Heading back the other way, we passed by the riverboats, reminding me a bit of home. I often think of the similarities: Just as the Missouri River flows into the Mississippi at St. Louis, the Jialing flows into the Chang Jiang (Yangtze) at Chongqing. My old college town Columbia is upriver on (almost)  the Missouri, just as my new college town Beibei is upriver on the Jialing.


Friday, March 7, 2014

Hospitality

"Hospitality" isn't the first word to pop into mind whenever I find myself tilting my head just enough to look past one of the unbroken stares regularly directed my way.  I might be balancing myself in the aisle of a crowded bus, I might be dodging the street sweepers on Tiansheng Road, I might be passing three arm-in-arm college students, whose six eyes all fix on me as their conversation goes unabated.
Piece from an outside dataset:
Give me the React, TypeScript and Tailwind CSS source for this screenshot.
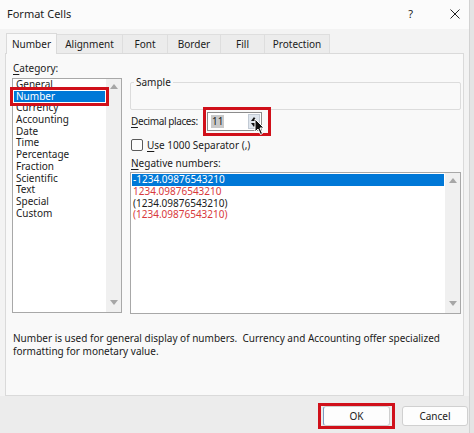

I might even be perching on one of those ubiquitous foot-high, blue plastic stools in a crowded little restaurant.

I was in just such a place eating dumplings with "Angel" when an older woman stopped by our table.  She stood, transfixed, and stared at me for a good ten minutes, not moving on until the waiter came to take my money.

But those are strangers, and strangers who might not be particularly accustomed to seeing foreigners in western China. Bring on someone with a connection, even the slightest of connections, and I can tell you a different story.

Students, for example: the one who went an hour out of her way to help me mail my ballot, another who went to great trouble to help me find a wifi connection, my own students who regularly do the kindest things. One just brought me many pounds of smoked pork,  all home prepared; another whose mother (thinking we have things in common) just sent me some homemade red wine with an invitation to visit in the faraway northeast; and two others gave me long-stemmed roses for "Girl's Day" today because I'm a girl at heart.

University faculty and staff, for example: Xiao Kairong, among other teaching colleagues, and Peng ChuanZhong, among Peace Corps support staff--I could go on. Short little Mrs. Niu, who carried a ladder all the way down the hill to my apartment and up four flights of stairs to read my electric meter. (Now that I've caught her doing that, I can spare her the trouble in the future--but the thing is she was trying to spare me trouble.) Before Spring Festival, she invited another foreign teacher and me to join her family for a delicious homecoming dinner for her daughter. Dinner is the wrong word--it was a feast. Any Chinese hostess plies the guest with more delicious food than even a Patton could possibly eat, but this was very special. And it was one of many feasts with this family, and this family is just one of many Chinese families that have been equally hospitable.

For example, last night, the dean treated all of the foreign teachers to another banquet at a most regal, upscale restaurant--one of many banquets he has hosted on our behalf. He made the rounds, toasting each and every single one of us. I didn't count the dishes, but each dish was a masterpiece, and there were scores of them. Scores. Professor Mu sitting next to me thought I'd like to try one dish that had whizzed by too fast on the lazy Susan, and as is not uncommon, she served me with her chopsticks.  When all was done, she linked arms in the Chinese way and we left the chandeliered room.

For whatever reason, the university decided to upgrade my furniture. It's certainly not what a Peace Corps volunteer would expect. New windows, doors, drapes, wardrobe, bed, desk, end tables, stool, couch, coffee table, more. ( The pieces are immense. And, Mary, there's a new mattress.)

I wonder how the typical Chinese visitor feels when living abroad.